Some Linux people are already complaining about issues with dual-booting as a result of this technology, but the system is certainly an improvement from what was available. Another lingering concern involves encryption being tied to an individuals user account, which make the tool inherently insecure.
Perhaps the most important security feature is the User Account Control (UAC). This allows ordinary users to get more control and authority over installing, updating and changing their systems without having to become an administrator. In theory it looks good, but as a practical matter, the beta testers disliked that the system that was always in your face. As a result Microsoft had to throw in some fixes which made the system more bareable to users.

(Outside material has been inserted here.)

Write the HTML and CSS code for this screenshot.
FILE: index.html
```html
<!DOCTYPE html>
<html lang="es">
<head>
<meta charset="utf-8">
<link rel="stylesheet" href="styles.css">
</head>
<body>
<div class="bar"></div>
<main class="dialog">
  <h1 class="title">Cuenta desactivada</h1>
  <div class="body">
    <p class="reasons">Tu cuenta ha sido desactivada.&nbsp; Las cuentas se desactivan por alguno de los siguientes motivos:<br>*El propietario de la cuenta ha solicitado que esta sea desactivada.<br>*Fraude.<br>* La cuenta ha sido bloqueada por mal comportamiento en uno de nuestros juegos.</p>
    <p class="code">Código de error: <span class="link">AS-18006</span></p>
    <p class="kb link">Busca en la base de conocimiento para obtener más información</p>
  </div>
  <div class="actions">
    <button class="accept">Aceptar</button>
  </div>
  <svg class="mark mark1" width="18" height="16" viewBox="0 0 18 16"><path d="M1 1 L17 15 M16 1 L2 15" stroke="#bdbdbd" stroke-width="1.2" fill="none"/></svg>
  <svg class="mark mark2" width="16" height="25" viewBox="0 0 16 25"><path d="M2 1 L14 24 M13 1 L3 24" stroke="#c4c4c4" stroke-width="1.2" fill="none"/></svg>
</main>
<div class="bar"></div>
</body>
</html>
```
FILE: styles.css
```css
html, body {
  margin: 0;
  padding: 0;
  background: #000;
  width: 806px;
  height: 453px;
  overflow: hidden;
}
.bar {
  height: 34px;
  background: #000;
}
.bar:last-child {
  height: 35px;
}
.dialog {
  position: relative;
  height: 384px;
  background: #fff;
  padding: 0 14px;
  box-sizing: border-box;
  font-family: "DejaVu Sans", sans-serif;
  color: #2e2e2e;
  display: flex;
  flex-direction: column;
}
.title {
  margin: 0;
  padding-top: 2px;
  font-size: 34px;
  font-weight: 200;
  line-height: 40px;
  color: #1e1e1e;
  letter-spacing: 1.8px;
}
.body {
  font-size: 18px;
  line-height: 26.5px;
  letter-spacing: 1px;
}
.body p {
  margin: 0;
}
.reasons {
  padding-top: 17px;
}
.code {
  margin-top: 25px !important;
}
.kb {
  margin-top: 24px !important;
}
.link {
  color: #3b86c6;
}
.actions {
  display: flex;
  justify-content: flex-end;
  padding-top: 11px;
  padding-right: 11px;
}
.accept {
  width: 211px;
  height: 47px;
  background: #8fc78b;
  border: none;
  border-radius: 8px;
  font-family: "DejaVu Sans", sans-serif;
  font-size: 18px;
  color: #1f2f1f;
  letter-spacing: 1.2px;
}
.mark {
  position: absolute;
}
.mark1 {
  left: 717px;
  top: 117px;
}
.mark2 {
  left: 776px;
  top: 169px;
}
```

Comparing this system to Linux is like comparing apples to oranges. Linux handles control of files and configuration settings through permissions and ownerships, with the usage of ACL's where necessary. That methodology, though far from perfect, is much more mature and has proven effective through the years.

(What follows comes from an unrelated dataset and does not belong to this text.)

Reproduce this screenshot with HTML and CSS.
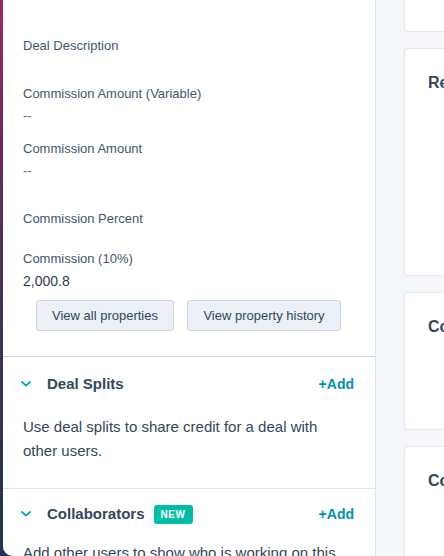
FILE: index.html
```html
<!DOCTYPE html>
<html lang="en">
<head>
<meta charset="utf-8">
<title>Deal record</title>
<link rel="stylesheet" href="styles.css">
</head>
<body>
<div class="window">
  <main class="record">
    <section class="props">
      <div class="prop p-dd"><div class="label">Deal Description</div></div>
      <div class="prop p-cav"><div class="label">Commission Amount (Variable)</div><div class="value empty">--</div></div>
      <div class="prop p-ca"><div class="label">Commission Amount</div><div class="value empty">--</div></div>
      <div class="prop p-cp"><div class="label">Commission Percent</div></div>
      <div class="prop p-c10"><div class="label">Commission (10%)</div><div class="value">2,000.8</div></div>
      <div class="actions">
        <button class="btn btn-all">View all properties</button>
        <button class="btn btn-hist">View property history</button>
      </div>
    </section>

    <section class="panel">
      <header class="panel-head">
        <svg class="chev" width="10" height="6" viewBox="0 0 10 6"><path d="M1 1 L5 4.6 L9 1" fill="none" stroke="#00a4bd" stroke-width="1.8" stroke-linecap="round" stroke-linejoin="round"/></svg>
        <h2 class="panel-title">Deal Splits</h2>
        <a class="add">+Add</a>
      </header>
      <p class="panel-body">Use deal splits to share credit for a deal with other users.</p>
    </section>

    <section class="panel">
      <header class="panel-head">
        <svg class="chev" width="10" height="6" viewBox="0 0 10 6"><path d="M1 1 L5 4.6 L9 1" fill="none" stroke="#00a4bd" stroke-width="1.8" stroke-linecap="round" stroke-linejoin="round"/></svg>
        <h2 class="panel-title">Collaborators</h2>
        <span class="badge">NEW</span>
        <a class="add">+Add</a>
      </header>
      <p class="panel-body">Add other users to show who is working on this deal.</p>
    </section>
  </main>

  <aside class="sidebar">
    <div class="card card-top"></div>
    <div class="card card-a"><h3 class="card-title">Record summary</h3></div>
    <div class="card card-b"><h3 class="card-title">Contacts (1)</h3></div>
    <div class="card card-c"><h3 class="card-title">Companies (1)</h3></div>
  </aside>
</div>
</body>
</html>
```

FILE: styles.css
```css
* { box-sizing: border-box; }

html, body {
  margin: 0;
  padding: 0;
  height: 556px;
  overflow: hidden;
}

body {
  background: linear-gradient(180deg, #a3265f 0%, #6a2a63 25%, #42305f 55%, #2d3159 80%, #243257 100%);
  font-family: "Liberation Sans", Arial, sans-serif;
  color: #33475b;
}

.window {
  margin-left: 3px;
  height: 556px;
  display: flex;
  background: #f5f8fa;
  border-bottom-left-radius: 10px;
  overflow: hidden;
}

.record {
  width: 373px;
  flex: none;
  background: #fff;
  border-right: 1px solid #dfe3eb;
}

.props {
  padding: 36px 0 25px 20px;
  border-bottom: 1px solid #cbd6e2;
}

.label {
  font-size: 13px;
  line-height: 20px;
  color: #3e5771;
}

.value {
  font-size: 14px;
  line-height: 24px;
  color: #2d3e50;
}

.value.empty {
  font-size: 13px;
  color: #516f90;
}

.p-dd { margin-bottom: 28px; }
.p-cav { margin-bottom: 11px; }
.p-ca { margin-bottom: 26px; }
.p-cp { margin-bottom: 20px; }
.p-c10 { margin-bottom: 7px; }

.actions {
  display: flex;
  gap: 13px;
  padding-left: 13px;
}

.btn {
  height: 31px;
  padding: 0 14px;
  background: #eaf0f6;
  border: 1px solid #cbd6e2;
  border-radius: 3px;
  font-family: "Liberation Sans", Arial, sans-serif;
  font-size: 13px;
  color: #33475b;
}

.btn-all { width: 138px; }
.btn-hist { width: 154px; }

.panel {
  border-bottom: 1px solid #dfe3eb;
}

.panel-head {
  display: flex;
  align-items: center;
  padding: 17px 21px 21px 18px;
  height: 58px;
}

.panel + .panel .panel-head {
  padding-top: 15px;
  padding-bottom: 17px;
  height: 52px;
}

.chev {
  flex: none;
  display: block;
}

.panel-title {
  margin: 0 0 0 16px;
  font-size: 15px;
  line-height: 20px;
  font-weight: 700;
  color: #33475b;
}

.badge {
  margin-left: 9px;
  height: 19px;
  padding: 0 7px;
  border-radius: 3px;
  background: #00bda5;
  color: #fff;
  font-size: 10px;
  font-weight: 700;
  line-height: 19px;
  letter-spacing: 0.6px;
}

.add {
  margin-left: auto;
  font-size: 14px;
  font-weight: 700;
  line-height: 20px;
  color: #0091ae;
}

.panel-body {
  margin: 0;
  padding: 0 30px 25px 20px;
  font-size: 15px;
  line-height: 24px;
  color: #33475b;
}

.sidebar {
  flex: 1;
  min-width: 0;
  overflow: hidden;
  padding-left: 28px;
  display: flex;
  flex-direction: column;
  gap: 16px;
  margin-top: -20px;
}

.card {
  width: 320px;
  flex: none;
  background: #fff;
  border: 1px solid #e3e9ef;
  border-radius: 4px;
  padding: 24px 23px;
  box-shadow: 0 0 2px rgba(45, 62, 80, 0.06);
}

.card-top { height: 52px; }
.card-a { height: 228px; }
.card-b { height: 138px; }
.card-c { height: 200px; }

.card-title {
  margin: 0;
  font-size: 16px;
  line-height: 20px;
  font-weight: 700;
  color: #33475b;
  white-space: nowrap;
}
```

The Vista Security guide comes with two installation methods. The first uses the Enterprise client (EC), which is for the vast majority of users. The second is the Specialized Security –Limited functionality (SSLF) security configuration, which is for major financial or government intelligence agencies. Recent versions of Linux, such as RHEL, come with an option to add Security Enhanced mechanisms like SELinux. Even the biggest Microsoft booster would not compare a hardened SELinux server to anything Vista could do.
Further, Linux doesn't need all the virus protection or malicious software removal tools because Linux systems are not virus or malware prone. It remains to be seen whether the proliferation of Vista systems will really make a dent in the amount of malware that we've seen across the years on Windows machines.
Even though Microsoft has made strides with security in Vista, time will tell whether or not the enhancements made to it really allow it to be discussed in the same breathe with Linux or FreeBSD as a secure system.